Your instructions: Any picture among the records should be left out, please; retype the rest exactly.

Dataset records:
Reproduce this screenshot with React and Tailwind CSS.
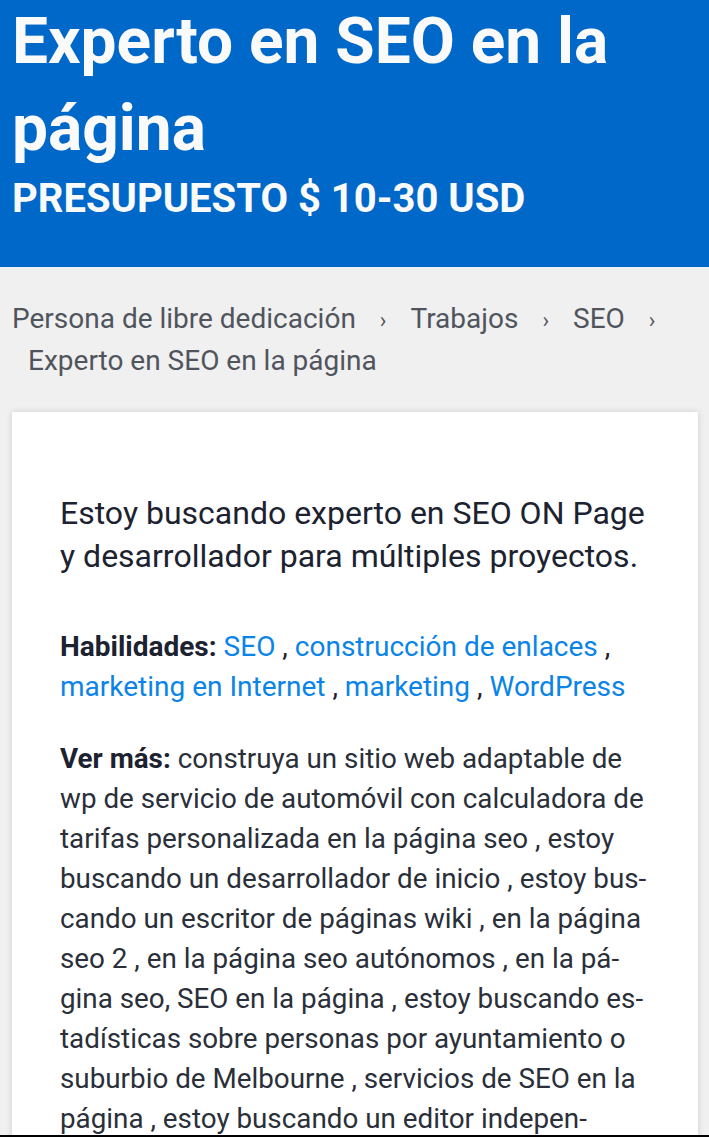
import React from "react";

const skills = [
  "SEO",
  "construcción de enlaces",
  "marketing en Internet",
  "marketing",
  "WordPress",
];

const crumbs = ["Persona de libre dedicación", "Trabajos", "SEO"];

export default function App() {
  return (
    <div lang="es" className="min-h-screen bg-[#f0f0f0] font-['Roboto',sans-serif] overflow-hidden">
      {/* Header */}
      <header className="bg-[#0068c8] px-3 pb-[45px] text-[#fafafa]">
        <h1 className="-mt-[2px] text-[64px] font-bold leading-[87px]">
          Experto en SEO en la página
        </h1>
        <div className="mt-[4px] text-[40px] font-bold leading-[46px]">
          PRESUPUESTO $ 10-30 USD
        </div>
      </header>

      {/* Breadcrumbs */}
      <nav className="px-3 pt-[32px] pb-[31px] text-[28px] leading-[40px] text-[#50555d]">
        {crumbs.map((c) => (
          <React.Fragment key={c}>
            <span>{c}</span>
            <span className="mx-[24px] text-[22px]">›</span>
          </React.Fragment>
        ))}
        <span className="inline-block pl-4">Experto en SEO en la página</span>
      </nav>

      {/* Card */}
      <div className="ml-3 mr-[11px] bg-white pl-12 pr-[48px] pt-[80px] pb-10 text-[#1c2230] shadow-[0_0_6px_rgba(0,0,0,0.15)]">
        <p className="text-[32px] leading-[43px]">
          Estoy buscando experto en SEO ON Page y desarrollador para múltiples proyectos.
        </p>

        <p className="mt-[49px] text-[28px] leading-[40px]">
          <b className="font-bold">Habilidades:</b>{" "}
          {skills.map((s, i) => (
            <React.Fragment key={s}>
              <a href="#" className="text-[#0a84e8]">{s}</a>
              {i < skills.length - 1 ? " , " : ""}
            </React.Fragment>
          ))}
        </p>

        <p className="mt-[32px] text-[27.8px] leading-[40px] text-[#2a2f3a]">
          <b className="font-bold text-[#1c2230]">Ver más:</b> construya un sitio web adaptable de wp de
          servicio de automóvil con calculadora de tarifas personalizada en la página seo , estoy
          buscando un desarrollador de inicio , estoy bus&shy;cando un escritor de páginas wiki , en la
          página seo 2 , en la página seo autónomos , en la pá&shy;gina seo, SEO en la página , estoy
          buscando es&shy;tadísticas sobre personas por ayuntamiento o suburbio de Melbourne , servicios
          de SEO en la página , estoy buscando un editor indepen&shy;diente de SEO en la página ,
          servicios de optimización en la página
        </p>
      </div>

      <div className="fixed bottom-0 left-0 right-0 h-[2px] bg-black" />
    </div>
  );
}
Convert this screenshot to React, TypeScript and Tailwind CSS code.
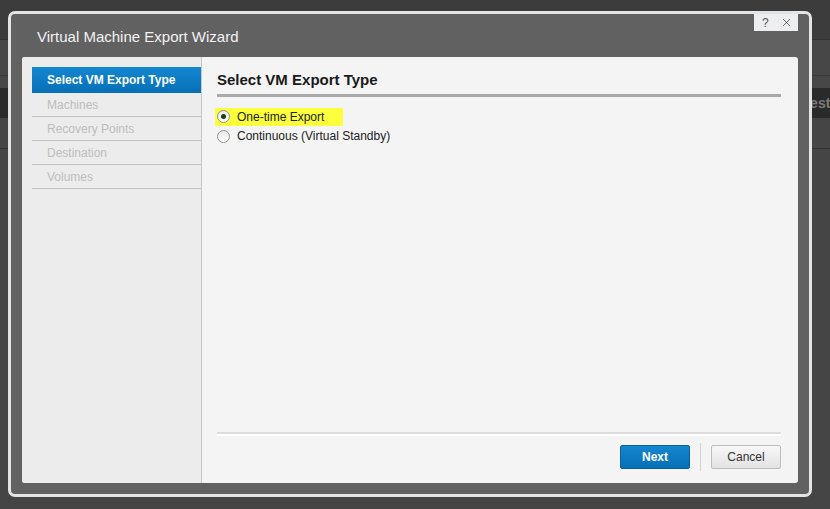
import { X } from "lucide-react";

const steps = ["Machines", "Recovery Points", "Destination", "Volumes"];

function Radio({ checked }: { checked?: boolean }) {
  return (
    <span className="flex h-[13px] w-[13px] items-center justify-center rounded-full border border-[#8f8f8f] bg-gradient-to-b from-[#e8e8e8] to-white">
      {checked && <span className="h-[5px] w-[5px] rounded-full bg-[#1f3d0c]" />}
    </span>
  );
}

export default function App() {
  return (
    <div className="relative h-[509px] w-[830px] overflow-hidden bg-[#454545] font-['Liberation_Sans',Arial,sans-serif]">
      {/* page behind the dialog */}
      <div className="flex flex-col">
        <div className="h-[40px] border-b border-[#333] bg-[#3c3c3c]" />
        <div className="h-[36px] border-b border-[#3a3a3a] bg-[#474747]" />
        <div className="h-[12px] bg-[#474747]" />
        <div className="flex h-[30px] items-center bg-[#2a2a2a] pl-[800px] text-[14px] font-bold text-[#7a7a7a] whitespace-nowrap">
          Destination
        </div>
        <div className="h-[31px] border-b border-[#333] bg-[#454545]" />
      </div>

      {/* wizard dialog */}
      <div className="absolute left-[8px] top-[11px] flex h-[486px] w-[804px] flex-col rounded-[7px] border-[3px] border-[#e2e4e6] bg-[#616161] px-[11px] pb-[11px]">
        <div className="flex h-[43px] items-start justify-between">
          <div className="pl-[15px] pt-[12px] text-[15px] text-[#f2f2f2]">Virtual Machine Export Wizard</div>
          <div className="flex h-[17px] w-[44px] items-center bg-[#eceef0] pl-[8px] text-[12px] text-[#555]">
            <span className="w-[18px]">?</span>
            <X size={13} strokeWidth={1.4} className="text-[#444]" />
          </div>
        </div>

        <div className="flex flex-1 overflow-hidden rounded-[3px] bg-[#f4f4f4]">
          {/* steps */}
          <div className="w-[180px] border-r border-[#c8c8c8] bg-[#ececec] pl-[10px] pt-[10px]">
            <div className="flex h-[26px] items-center bg-gradient-to-b from-[#1387d1] to-[#0670b6] pl-[15px] text-[12px] font-bold text-white">
              Select VM Export Type
            </div>
            {steps.map((s) => (
              <div
                key={s}
                className="flex h-[24px] items-center border-b border-[#c4c4c4] pl-[15px] text-[12px] text-[#bdbdbd]"
              >
                {s}
              </div>
            ))}
          </div>

          {/* content */}
          <div className="flex flex-1 flex-col pl-[15px] pr-[17px]">
            <div className="pt-[12px] text-[15px] font-bold text-[#1a1a1a]">Select VM Export Type</div>
            <div className="mt-[2px] h-[3px] bg-[#a9a9a9]" />

            <div className="mt-[11px] flex flex-col gap-[2px] text-[12px] text-[#222]">
              <div className="-ml-[2px] flex h-[18px] w-[128px] items-center gap-[7px] bg-[#fbff3c] pl-[2px]">
                <Radio checked />
                <span>One-time Export</span>
              </div>
              <div className="flex h-[17px] items-center gap-[7px]">
                <Radio />
                <span>Continuous (Virtual Standby)</span>
              </div>
            </div>

            <div className="flex-1" />

            <div className="h-[2px] bg-[#dcdcdc]" />
            <div className="h-[2px] bg-white" />
            <div className="flex h-[47px] items-center justify-end pb-[5px]">
              <button className="h-[24px] w-[70px] rounded-[2px] border border-[#0a5f9c] bg-gradient-to-b from-[#1486d0] to-[#0670b5] text-[12px] font-bold text-white">
                Next
              </button>
              <div className="mx-[10px] h-[28px] w-px bg-[#d2d2d2]" />
              <button className="h-[24px] w-[70px] rounded-[2px] border border-[#bcbcbc] bg-gradient-to-b from-[#f8f8f8] to-[#e2e2e2] text-[12px] text-[#333]">
                Cancel
              </button>
            </div>
          </div>
        </div>
      </div>
    </div>
  );
}
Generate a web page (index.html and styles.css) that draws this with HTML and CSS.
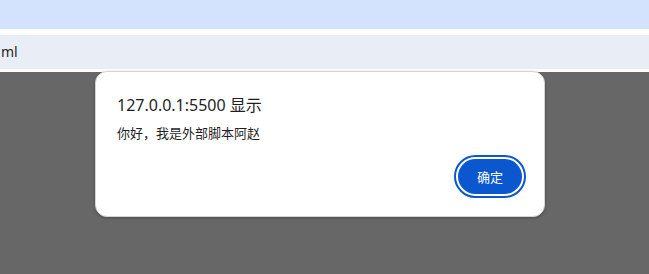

Response:
Reproduce this screenshot with React and Tailwind CSS.
import React from "react";

const skills = [
  "SEO",
  "construcción de enlaces",
  "marketing en Internet",
  "marketing",
  "WordPress",
];

const crumbs = ["Persona de libre dedicación", "Trabajos", "SEO"];

export default function App() {
  return (
    <div lang="es" className="min-h-screen bg-[#f0f0f0] font-['Roboto',sans-serif] overflow-hidden">
      {/* Header */}
      <header className="bg-[#0068c8] px-3 pb-[45px] text-[#fafafa]">
        <h1 className="-mt-[2px] text-[64px] font-bold leading-[87px]">
          Experto en SEO en la página
        </h1>
        <div className="mt-[4px] text-[40px] font-bold leading-[46px]">
          PRESUPUESTO $ 10-30 USD
        </div>
      </header>

      {/* Breadcrumbs */}
      <nav className="px-3 pt-[32px] pb-[31px] text-[28px] leading-[40px] text-[#50555d]">
        {crumbs.map((c) => (
          <React.Fragment key={c}>
            <span>{c}</span>
            <span className="mx-[24px] text-[22px]">›</span>
          </React.Fragment>
        ))}
        <span className="inline-block pl-4">Experto en SEO en la página</span>
      </nav>

      {/* Card */}
      <div className="ml-3 mr-[11px] bg-white pl-12 pr-[48px] pt-[80px] pb-10 text-[#1c2230] shadow-[0_0_6px_rgba(0,0,0,0.15)]">
        <p className="text-[32px] leading-[43px]">
          Estoy buscando experto en SEO ON Page y desarrollador para múltiples proyectos.
        </p>

        <p className="mt-[49px] text-[28px] leading-[40px]">
          <b className="font-bold">Habilidades:</b>{" "}
          {skills.map((s, i) => (
            <React.Fragment key={s}>
              <a href="#" className="text-[#0a84e8]">{s}</a>
              {i < skills.length - 1 ? " , " : ""}
            </React.Fragment>
          ))}
        </p>

        <p className="mt-[32px] text-[27.8px] leading-[40px] text-[#2a2f3a]">
          <b className="font-bold text-[#1c2230]">Ver más:</b> construya un sitio web adaptable de wp de
          servicio de automóvil con calculadora de tarifas personalizada en la página seo , estoy
          buscando un desarrollador de inicio , estoy bus&shy;cando un escritor de páginas wiki , en la
          página seo 2 , en la página seo autónomos , en la pá&shy;gina seo, SEO en la página , estoy
          buscando es&shy;tadísticas sobre personas por ayuntamiento o suburbio de Melbourne , servicios
          de SEO en la página , estoy buscando un editor indepen&shy;diente de SEO en la página ,
          servicios de optimización en la página
        </p>
      </div>

      <div className="fixed bottom-0 left-0 right-0 h-[2px] bg-black" />
    </div>
  );
}
Convert this screenshot to React, TypeScript and Tailwind CSS code.
import { X } from "lucide-react";

const steps = ["Machines", "Recovery Points", "Destination", "Volumes"];

function Radio({ checked }: { checked?: boolean }) {
  return (
    <span className="flex h-[13px] w-[13px] items-center justify-center rounded-full border border-[#8f8f8f] bg-gradient-to-b from-[#e8e8e8] to-white">
      {checked && <span className="h-[5px] w-[5px] rounded-full bg-[#1f3d0c]" />}
    </span>
  );
}

export default function App() {
  return (
    <div className="relative h-[509px] w-[830px] overflow-hidden bg-[#454545] font-['Liberation_Sans',Arial,sans-serif]">
      {/* page behind the dialog */}
      <div className="flex flex-col">
        <div className="h-[40px] border-b border-[#333] bg-[#3c3c3c]" />
        <div className="h-[36px] border-b border-[#3a3a3a] bg-[#474747]" />
        <div className="h-[12px] bg-[#474747]" />
        <div className="flex h-[30px] items-center bg-[#2a2a2a] pl-[800px] text-[14px] font-bold text-[#7a7a7a] whitespace-nowrap">
          Destination
        </div>
        <div className="h-[31px] border-b border-[#333] bg-[#454545]" />
      </div>

      {/* wizard dialog */}
      <div className="absolute left-[8px] top-[11px] flex h-[486px] w-[804px] flex-col rounded-[7px] border-[3px] border-[#e2e4e6] bg-[#616161] px-[11px] pb-[11px]">
        <div className="flex h-[43px] items-start justify-between">
          <div className="pl-[15px] pt-[12px] text-[15px] text-[#f2f2f2]">Virtual Machine Export Wizard</div>
          <div className="flex h-[17px] w-[44px] items-center bg-[#eceef0] pl-[8px] text-[12px] text-[#555]">
            <span className="w-[18px]">?</span>
            <X size={13} strokeWidth={1.4} className="text-[#444]" />
          </div>
        </div>

        <div className="flex flex-1 overflow-hidden rounded-[3px] bg-[#f4f4f4]">
          {/* steps */}
          <div className="w-[180px] border-r border-[#c8c8c8] bg-[#ececec] pl-[10px] pt-[10px]">
            <div className="flex h-[26px] items-center bg-gradient-to-b from-[#1387d1] to-[#0670b6] pl-[15px] text-[12px] font-bold text-white">
              Select VM Export Type
            </div>
            {steps.map((s) => (
              <div
                key={s}
                className="flex h-[24px] items-center border-b border-[#c4c4c4] pl-[15px] text-[12px] text-[#bdbdbd]"
              >
                {s}
              </div>
            ))}
          </div>

          {/* content */}
          <div className="flex flex-1 flex-col pl-[15px] pr-[17px]">
            <div className="pt-[12px] text-[15px] font-bold text-[#1a1a1a]">Select VM Export Type</div>
            <div className="mt-[2px] h-[3px] bg-[#a9a9a9]" />

            <div className="mt-[11px] flex flex-col gap-[2px] text-[12px] text-[#222]">
              <div className="-ml-[2px] flex h-[18px] w-[128px] items-center gap-[7px] bg-[#fbff3c] pl-[2px]">
                <Radio checked />
                <span>One-time Export</span>
              </div>
              <div className="flex h-[17px] items-center gap-[7px]">
                <Radio />
                <span>Continuous (Virtual Standby)</span>
              </div>
            </div>

            <div className="flex-1" />

            <div className="h-[2px] bg-[#dcdcdc]" />
            <div className="h-[2px] bg-white" />
            <div className="flex h-[47px] items-center justify-end pb-[5px]">
              <button className="h-[24px] w-[70px] rounded-[2px] border border-[#0a5f9c] bg-gradient-to-b from-[#1486d0] to-[#0670b5] text-[12px] font-bold text-white">
                Next
              </button>
              <div className="mx-[10px] h-[28px] w-px bg-[#d2d2d2]" />
              <button className="h-[24px] w-[70px] rounded-[2px] border border-[#bcbcbc] bg-gradient-to-b from-[#f8f8f8] to-[#e2e2e2] text-[12px] text-[#333]">
                Cancel
              </button>
            </div>
          </div>
        </div>
      </div>
    </div>
  );
}
Generate a web page (index.html and styles.css) that draws this with HTML and CSS.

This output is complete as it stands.